Finalement, ce sont les élections au CSE de mon entreprise qui m’ont poussé à cesser de procrastiner et à entrer en contact avec mon union locale. C’est bien plus rassurant d’être accompagné. Et vu le climat politique actuel, il me semble très important de donner de la force aux syndicats afin d’organiser la riposte sociale et repolitiser la population.

Alison, développeuse dans une start-up

J’ai commencé à militer au Comité d’action lycéenne contre le CPE (contrat première embauche) quand j’avais 15 ans, puis j’ai continué de militer avec des syndicats étudiants de ma fac sans être encartée. Depuis cette époque, j’ai une approche collective du militantisme, qui s’appuie sur la force du nombre.

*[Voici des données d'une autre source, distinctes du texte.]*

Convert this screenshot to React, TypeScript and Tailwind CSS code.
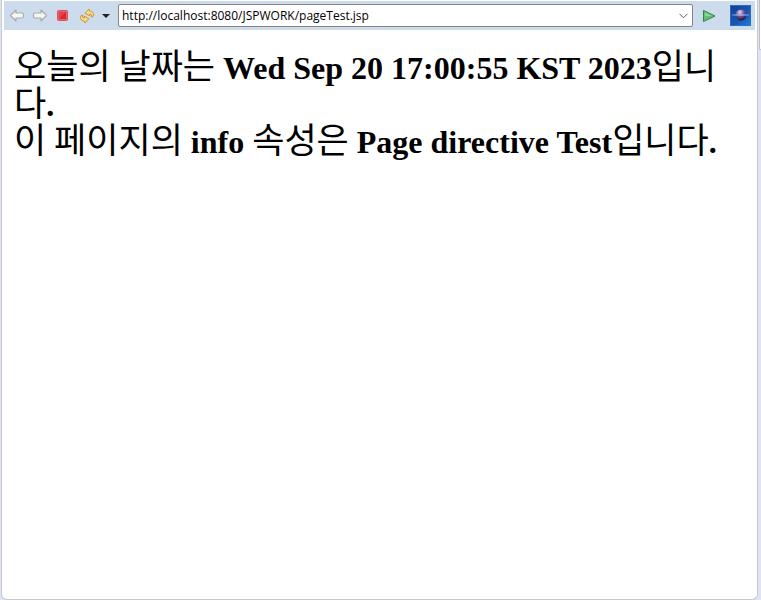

Quand j’ai commencé à travailler, j’ai ressenti comme un isolement. Mes collègues, qui vivaient les mêmes (mauvaises) conditions de travail que moi, ne semblaient pas penser qu’il était possible de lutter contre. Moi, j’avais en tête mes années de militantisme étudiant, mais je ne voyais pas comment appliquer ça au sein de la machine du travail.

Au début de cette année, après de nombreux licenciements déguisés en ruptures conventionnelles dans mon entreprise, une actualité politique déplorable et un sentiment d’isolement toujours présent, j’ai décidé de sauter le pas et d’adhérer à la CGT. J’ai choisi ce syndicat d’une part pour son histoire et ses valeurs, qui correspondent au moins en partie à mes idéaux (anticapitaliste, antifasciste, décolonial…), d’autre part parce que j’avais besoin de rompre ce sentiment d’isolement persistant et de me remettre dans une perspective de lutte collective.

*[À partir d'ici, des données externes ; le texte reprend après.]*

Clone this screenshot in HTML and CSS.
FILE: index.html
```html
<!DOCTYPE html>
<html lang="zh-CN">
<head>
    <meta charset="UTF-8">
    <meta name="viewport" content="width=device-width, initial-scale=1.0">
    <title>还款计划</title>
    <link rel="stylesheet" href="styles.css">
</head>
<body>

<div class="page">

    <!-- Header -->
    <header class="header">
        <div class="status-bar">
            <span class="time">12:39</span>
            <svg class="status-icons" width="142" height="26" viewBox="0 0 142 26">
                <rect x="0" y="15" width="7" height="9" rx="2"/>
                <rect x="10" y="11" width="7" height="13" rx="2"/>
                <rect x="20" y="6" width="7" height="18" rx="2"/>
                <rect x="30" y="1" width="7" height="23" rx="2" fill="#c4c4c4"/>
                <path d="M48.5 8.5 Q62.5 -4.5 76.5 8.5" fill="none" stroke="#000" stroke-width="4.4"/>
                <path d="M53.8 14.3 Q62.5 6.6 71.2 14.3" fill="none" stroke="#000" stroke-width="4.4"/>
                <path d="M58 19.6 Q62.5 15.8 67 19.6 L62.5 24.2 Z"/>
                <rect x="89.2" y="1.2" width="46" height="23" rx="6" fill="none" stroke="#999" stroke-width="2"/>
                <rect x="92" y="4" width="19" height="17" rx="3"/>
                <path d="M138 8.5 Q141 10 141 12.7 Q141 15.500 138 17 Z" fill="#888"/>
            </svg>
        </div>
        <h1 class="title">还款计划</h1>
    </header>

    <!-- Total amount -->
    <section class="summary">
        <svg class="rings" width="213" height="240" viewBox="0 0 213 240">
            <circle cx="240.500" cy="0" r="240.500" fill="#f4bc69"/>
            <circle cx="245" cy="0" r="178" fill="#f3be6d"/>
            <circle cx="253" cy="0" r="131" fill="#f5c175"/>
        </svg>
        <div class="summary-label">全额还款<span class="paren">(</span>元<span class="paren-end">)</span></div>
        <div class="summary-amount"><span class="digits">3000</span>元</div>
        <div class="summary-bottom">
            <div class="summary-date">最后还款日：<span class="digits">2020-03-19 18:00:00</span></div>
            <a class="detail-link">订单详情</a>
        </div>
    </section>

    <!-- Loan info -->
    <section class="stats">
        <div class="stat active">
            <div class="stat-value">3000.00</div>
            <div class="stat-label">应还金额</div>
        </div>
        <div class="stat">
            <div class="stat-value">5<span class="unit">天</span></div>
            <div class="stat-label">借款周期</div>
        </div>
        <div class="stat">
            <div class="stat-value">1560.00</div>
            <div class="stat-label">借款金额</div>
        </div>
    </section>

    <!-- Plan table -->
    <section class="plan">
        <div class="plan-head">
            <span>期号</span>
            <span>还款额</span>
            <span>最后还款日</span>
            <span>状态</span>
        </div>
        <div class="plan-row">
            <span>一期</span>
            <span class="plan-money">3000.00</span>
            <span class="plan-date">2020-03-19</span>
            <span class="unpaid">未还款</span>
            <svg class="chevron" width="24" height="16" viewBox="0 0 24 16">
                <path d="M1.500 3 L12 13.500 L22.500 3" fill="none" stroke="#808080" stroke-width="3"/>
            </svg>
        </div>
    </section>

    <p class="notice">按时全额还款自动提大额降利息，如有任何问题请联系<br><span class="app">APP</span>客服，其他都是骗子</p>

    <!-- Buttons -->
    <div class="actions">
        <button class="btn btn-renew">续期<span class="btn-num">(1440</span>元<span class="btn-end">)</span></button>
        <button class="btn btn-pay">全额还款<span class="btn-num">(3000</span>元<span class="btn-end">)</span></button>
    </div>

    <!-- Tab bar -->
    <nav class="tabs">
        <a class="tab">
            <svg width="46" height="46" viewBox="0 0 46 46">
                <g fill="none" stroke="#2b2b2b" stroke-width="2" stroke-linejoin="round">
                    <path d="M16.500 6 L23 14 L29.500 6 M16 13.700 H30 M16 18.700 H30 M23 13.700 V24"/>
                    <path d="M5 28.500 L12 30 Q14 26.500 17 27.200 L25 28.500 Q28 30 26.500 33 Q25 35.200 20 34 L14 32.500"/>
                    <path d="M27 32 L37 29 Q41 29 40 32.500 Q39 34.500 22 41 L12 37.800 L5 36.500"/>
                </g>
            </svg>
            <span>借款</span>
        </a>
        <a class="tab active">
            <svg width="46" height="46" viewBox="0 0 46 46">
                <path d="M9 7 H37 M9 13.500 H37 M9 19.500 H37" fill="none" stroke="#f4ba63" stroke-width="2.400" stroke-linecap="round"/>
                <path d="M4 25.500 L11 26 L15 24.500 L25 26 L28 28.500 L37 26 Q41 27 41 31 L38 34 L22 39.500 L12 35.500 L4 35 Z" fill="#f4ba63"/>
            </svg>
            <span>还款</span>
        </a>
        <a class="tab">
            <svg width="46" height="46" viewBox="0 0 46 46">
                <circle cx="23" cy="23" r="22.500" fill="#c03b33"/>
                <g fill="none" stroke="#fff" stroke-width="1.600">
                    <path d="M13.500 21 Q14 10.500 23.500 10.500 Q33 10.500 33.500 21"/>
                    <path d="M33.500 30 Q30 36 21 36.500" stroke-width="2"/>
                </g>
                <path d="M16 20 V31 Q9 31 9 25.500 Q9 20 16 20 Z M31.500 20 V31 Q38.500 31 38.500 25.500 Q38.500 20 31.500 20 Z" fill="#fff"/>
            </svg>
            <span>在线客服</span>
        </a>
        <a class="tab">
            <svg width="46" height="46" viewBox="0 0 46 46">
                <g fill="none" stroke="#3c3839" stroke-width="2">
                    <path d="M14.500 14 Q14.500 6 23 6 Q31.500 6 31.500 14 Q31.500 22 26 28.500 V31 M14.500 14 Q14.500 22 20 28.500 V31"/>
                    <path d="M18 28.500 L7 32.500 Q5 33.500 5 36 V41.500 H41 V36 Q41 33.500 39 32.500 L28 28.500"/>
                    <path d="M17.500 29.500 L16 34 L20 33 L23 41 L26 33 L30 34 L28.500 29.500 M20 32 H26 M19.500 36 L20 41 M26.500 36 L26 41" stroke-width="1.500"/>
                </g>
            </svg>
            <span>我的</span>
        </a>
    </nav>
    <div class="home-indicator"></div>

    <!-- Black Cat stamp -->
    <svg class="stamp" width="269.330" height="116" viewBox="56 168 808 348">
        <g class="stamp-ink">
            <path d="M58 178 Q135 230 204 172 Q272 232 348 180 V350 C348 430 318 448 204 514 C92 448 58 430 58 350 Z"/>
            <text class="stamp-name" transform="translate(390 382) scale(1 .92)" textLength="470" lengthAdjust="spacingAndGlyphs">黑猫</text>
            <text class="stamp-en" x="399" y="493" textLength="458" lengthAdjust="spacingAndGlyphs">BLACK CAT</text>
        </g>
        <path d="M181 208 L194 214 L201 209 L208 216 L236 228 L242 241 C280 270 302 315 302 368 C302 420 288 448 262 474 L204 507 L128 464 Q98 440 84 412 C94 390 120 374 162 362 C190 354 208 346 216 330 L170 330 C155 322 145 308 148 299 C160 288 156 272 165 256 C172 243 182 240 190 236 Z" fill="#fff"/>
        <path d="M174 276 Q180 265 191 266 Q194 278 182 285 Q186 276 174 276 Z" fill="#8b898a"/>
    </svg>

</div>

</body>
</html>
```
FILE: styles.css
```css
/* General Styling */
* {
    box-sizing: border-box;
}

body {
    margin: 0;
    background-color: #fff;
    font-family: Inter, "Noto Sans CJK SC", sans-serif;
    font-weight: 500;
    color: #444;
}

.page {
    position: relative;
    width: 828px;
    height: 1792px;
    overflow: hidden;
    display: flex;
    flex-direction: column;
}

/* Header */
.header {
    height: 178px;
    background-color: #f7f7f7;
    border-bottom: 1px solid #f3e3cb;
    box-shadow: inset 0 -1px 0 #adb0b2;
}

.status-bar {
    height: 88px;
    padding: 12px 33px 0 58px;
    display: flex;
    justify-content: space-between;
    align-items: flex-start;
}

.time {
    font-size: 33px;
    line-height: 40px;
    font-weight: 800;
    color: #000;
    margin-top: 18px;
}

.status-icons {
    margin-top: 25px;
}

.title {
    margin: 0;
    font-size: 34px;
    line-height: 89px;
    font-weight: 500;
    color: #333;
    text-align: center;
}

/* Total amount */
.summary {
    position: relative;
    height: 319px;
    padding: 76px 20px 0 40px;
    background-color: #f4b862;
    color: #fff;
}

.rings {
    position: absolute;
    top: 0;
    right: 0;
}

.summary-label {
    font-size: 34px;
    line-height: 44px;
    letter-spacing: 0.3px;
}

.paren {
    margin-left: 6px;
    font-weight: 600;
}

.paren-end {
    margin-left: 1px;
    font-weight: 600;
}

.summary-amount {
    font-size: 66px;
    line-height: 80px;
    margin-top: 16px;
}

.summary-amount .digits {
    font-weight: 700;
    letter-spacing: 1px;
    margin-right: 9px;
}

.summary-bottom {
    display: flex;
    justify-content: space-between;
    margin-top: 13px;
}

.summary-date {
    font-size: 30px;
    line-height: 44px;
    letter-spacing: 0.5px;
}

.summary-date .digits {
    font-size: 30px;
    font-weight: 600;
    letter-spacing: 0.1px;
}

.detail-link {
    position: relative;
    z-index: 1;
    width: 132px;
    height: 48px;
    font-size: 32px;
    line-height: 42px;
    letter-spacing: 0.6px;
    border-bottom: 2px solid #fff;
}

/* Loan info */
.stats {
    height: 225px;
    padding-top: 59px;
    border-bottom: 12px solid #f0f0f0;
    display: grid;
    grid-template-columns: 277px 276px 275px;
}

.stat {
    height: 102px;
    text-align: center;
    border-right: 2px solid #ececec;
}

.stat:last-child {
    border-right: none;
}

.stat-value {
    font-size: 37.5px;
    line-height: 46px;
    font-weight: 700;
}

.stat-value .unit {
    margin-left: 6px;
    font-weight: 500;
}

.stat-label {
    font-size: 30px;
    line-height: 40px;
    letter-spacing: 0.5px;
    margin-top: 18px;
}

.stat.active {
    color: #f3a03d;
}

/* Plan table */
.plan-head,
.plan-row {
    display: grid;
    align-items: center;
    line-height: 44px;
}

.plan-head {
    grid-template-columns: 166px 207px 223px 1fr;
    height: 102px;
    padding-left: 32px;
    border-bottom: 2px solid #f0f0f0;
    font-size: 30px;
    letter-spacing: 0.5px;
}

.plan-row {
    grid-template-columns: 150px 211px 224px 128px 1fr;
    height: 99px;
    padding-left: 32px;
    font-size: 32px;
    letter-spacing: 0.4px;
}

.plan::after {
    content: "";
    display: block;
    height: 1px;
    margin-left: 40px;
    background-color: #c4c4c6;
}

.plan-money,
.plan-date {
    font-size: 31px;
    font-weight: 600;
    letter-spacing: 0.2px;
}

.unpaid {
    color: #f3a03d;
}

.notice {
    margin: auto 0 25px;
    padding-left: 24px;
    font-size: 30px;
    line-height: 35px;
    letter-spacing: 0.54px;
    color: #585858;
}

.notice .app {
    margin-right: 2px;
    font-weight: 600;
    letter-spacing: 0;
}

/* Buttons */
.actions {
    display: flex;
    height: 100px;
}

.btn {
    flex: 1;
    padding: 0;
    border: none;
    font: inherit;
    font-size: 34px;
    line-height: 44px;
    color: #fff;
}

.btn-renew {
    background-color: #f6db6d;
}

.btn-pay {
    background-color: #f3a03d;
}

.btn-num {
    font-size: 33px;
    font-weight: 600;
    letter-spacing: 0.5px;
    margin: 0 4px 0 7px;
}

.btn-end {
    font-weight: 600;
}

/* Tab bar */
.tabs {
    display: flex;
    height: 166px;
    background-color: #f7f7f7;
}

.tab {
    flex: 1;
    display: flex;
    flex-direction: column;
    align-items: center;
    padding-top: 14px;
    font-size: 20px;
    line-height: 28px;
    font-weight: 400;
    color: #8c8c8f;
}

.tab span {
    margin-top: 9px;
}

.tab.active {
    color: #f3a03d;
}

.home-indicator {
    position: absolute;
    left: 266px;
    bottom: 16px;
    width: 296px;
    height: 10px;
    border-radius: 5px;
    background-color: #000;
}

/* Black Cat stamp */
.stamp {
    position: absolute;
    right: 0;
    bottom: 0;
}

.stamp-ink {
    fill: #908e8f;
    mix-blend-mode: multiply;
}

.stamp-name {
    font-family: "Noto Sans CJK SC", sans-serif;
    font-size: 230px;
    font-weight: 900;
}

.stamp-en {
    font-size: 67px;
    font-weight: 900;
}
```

J’ai commencé à rencontrer des camarades de la CGT lors de manifestations et de réunions. Les échanges avec elleux sont très constructifs et font du bien à l’esprit et au cœur. J’en apprends tous les jours sur nos droits au travail et l’isolement que je ressentais se fait moins présent. Je ne peux que conseiller aux travailleur·ses hésitant·es à sauter le pas, car leur force additionnée à celle du collectif peut déplacer des montagnes.